• _Interface markup and scripts_
◆ ◆ ◆ ◆ ◆ ◆ ◆
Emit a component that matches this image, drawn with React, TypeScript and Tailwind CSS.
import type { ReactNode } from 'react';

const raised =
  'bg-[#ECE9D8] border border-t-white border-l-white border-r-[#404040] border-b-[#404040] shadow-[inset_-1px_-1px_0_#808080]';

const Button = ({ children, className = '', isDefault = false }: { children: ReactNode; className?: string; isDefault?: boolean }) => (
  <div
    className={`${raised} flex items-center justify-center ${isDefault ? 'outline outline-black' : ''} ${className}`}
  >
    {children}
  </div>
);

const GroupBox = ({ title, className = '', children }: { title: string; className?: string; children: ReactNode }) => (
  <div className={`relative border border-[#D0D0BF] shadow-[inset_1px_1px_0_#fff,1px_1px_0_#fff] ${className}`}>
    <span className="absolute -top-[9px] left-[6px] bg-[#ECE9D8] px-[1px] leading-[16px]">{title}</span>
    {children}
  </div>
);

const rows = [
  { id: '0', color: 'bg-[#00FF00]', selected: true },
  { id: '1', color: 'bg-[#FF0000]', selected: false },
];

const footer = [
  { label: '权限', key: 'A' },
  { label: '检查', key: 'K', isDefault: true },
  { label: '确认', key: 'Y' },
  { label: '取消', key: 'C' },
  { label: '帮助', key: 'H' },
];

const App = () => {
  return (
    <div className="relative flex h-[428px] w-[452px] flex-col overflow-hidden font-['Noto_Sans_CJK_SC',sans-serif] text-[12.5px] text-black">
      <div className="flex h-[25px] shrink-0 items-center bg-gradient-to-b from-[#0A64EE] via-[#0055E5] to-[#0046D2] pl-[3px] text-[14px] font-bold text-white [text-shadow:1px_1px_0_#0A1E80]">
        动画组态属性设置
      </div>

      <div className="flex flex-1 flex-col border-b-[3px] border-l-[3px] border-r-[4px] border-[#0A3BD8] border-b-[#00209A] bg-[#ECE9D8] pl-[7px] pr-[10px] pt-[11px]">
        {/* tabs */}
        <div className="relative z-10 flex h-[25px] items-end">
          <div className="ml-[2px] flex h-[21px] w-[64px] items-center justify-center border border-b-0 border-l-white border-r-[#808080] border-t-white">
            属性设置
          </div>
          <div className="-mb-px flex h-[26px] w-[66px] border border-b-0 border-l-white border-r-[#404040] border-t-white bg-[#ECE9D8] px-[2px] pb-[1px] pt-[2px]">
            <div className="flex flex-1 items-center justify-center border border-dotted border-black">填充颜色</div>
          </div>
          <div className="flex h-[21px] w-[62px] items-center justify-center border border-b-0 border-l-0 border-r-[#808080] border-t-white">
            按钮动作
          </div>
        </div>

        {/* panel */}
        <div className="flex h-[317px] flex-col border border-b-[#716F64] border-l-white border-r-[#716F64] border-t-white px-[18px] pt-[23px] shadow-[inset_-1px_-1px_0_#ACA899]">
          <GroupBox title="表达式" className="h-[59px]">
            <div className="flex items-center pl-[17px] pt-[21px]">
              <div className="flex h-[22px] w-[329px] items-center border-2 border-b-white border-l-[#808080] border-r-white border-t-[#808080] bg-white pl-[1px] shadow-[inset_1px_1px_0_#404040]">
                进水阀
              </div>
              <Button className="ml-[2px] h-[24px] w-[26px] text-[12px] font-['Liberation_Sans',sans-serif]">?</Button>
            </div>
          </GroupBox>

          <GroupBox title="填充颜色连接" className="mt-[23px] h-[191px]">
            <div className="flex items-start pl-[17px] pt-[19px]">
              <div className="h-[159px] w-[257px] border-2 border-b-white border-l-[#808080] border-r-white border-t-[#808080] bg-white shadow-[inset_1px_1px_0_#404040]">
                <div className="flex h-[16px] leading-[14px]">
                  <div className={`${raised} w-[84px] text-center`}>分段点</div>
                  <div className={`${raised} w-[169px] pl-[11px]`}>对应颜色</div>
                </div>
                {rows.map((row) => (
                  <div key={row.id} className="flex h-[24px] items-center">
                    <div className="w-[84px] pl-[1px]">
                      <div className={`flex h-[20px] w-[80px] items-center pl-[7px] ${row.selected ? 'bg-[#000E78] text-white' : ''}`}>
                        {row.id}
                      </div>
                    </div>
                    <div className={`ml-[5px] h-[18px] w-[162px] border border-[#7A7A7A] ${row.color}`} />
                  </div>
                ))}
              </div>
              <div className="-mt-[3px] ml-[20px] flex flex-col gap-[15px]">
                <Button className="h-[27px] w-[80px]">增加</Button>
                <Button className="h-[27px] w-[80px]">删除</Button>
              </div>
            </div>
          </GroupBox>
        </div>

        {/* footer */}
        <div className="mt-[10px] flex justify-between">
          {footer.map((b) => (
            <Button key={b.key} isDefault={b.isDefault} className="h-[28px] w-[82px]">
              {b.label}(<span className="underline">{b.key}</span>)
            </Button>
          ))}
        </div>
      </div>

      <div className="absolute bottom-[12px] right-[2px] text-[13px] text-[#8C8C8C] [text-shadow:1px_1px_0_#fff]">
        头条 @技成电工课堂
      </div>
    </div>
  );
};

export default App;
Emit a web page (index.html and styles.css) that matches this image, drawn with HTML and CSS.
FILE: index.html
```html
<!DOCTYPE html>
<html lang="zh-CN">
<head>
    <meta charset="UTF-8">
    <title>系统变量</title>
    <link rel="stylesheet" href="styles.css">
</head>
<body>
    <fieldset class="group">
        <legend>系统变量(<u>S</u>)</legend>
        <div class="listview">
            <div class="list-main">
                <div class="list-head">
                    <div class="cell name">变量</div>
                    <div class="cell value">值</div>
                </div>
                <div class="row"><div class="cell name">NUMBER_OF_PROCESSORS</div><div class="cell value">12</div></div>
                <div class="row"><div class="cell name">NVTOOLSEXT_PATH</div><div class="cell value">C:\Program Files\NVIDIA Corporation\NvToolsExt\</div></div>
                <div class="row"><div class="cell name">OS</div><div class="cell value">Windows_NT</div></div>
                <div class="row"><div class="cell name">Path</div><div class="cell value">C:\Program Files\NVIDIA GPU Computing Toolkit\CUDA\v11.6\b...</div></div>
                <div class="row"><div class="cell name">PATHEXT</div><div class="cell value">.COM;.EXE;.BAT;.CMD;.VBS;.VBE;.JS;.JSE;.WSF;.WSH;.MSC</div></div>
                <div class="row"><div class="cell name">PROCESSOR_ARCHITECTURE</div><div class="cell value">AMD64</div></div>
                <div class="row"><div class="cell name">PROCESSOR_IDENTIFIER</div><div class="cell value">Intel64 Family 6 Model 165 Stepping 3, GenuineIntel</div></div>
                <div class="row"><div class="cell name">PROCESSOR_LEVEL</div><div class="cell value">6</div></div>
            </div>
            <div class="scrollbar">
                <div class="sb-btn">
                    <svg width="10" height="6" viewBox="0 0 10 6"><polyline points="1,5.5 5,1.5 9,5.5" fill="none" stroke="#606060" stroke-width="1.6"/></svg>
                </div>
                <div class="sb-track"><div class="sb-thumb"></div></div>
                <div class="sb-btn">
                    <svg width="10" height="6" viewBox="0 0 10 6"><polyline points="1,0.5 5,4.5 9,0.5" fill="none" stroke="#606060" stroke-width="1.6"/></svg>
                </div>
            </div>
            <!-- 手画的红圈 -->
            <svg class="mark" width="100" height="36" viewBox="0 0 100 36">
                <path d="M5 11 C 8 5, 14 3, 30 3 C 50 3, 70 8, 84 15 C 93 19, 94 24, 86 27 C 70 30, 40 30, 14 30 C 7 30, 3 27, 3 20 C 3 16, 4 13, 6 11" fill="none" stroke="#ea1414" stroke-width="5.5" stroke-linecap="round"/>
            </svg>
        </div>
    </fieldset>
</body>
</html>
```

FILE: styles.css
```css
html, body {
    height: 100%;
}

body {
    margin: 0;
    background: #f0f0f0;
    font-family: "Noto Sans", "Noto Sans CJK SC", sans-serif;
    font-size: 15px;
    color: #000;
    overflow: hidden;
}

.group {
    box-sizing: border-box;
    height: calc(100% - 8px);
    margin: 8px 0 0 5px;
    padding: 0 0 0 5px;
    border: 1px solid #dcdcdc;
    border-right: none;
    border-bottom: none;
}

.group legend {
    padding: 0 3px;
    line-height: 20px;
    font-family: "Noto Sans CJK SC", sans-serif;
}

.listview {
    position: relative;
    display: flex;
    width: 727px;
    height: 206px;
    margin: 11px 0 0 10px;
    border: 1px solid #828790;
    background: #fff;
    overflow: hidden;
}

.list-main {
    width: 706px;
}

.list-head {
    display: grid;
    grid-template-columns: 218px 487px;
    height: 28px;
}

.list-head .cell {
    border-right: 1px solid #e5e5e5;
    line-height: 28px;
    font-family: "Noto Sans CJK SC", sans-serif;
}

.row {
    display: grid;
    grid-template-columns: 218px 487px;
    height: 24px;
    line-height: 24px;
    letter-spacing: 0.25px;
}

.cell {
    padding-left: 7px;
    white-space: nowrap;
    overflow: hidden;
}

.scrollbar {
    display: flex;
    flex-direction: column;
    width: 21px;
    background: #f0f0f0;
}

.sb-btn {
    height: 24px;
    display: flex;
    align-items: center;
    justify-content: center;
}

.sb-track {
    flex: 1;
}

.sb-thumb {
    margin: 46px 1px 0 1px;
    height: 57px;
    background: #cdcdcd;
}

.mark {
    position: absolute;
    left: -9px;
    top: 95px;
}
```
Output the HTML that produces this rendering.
◆ ◆ ◆ ◆ ◆ ◆ ◆
• _Exercise brief_
Everything from the first line through the line containing "border border-t-white border-l-white" should be quoted exactly, and nothing beyond it.

• _Solved problem_
Emit a component that matches this image, drawn with React, TypeScript and Tailwind CSS.
import type { ReactNode } from 'react';

const raised =
  'bg-[#ECE9D8] border border-t-white border-l-white border-r-[#404040] border-b-[#404040] shadow-[inset_-1px_-1px_0_#808080]';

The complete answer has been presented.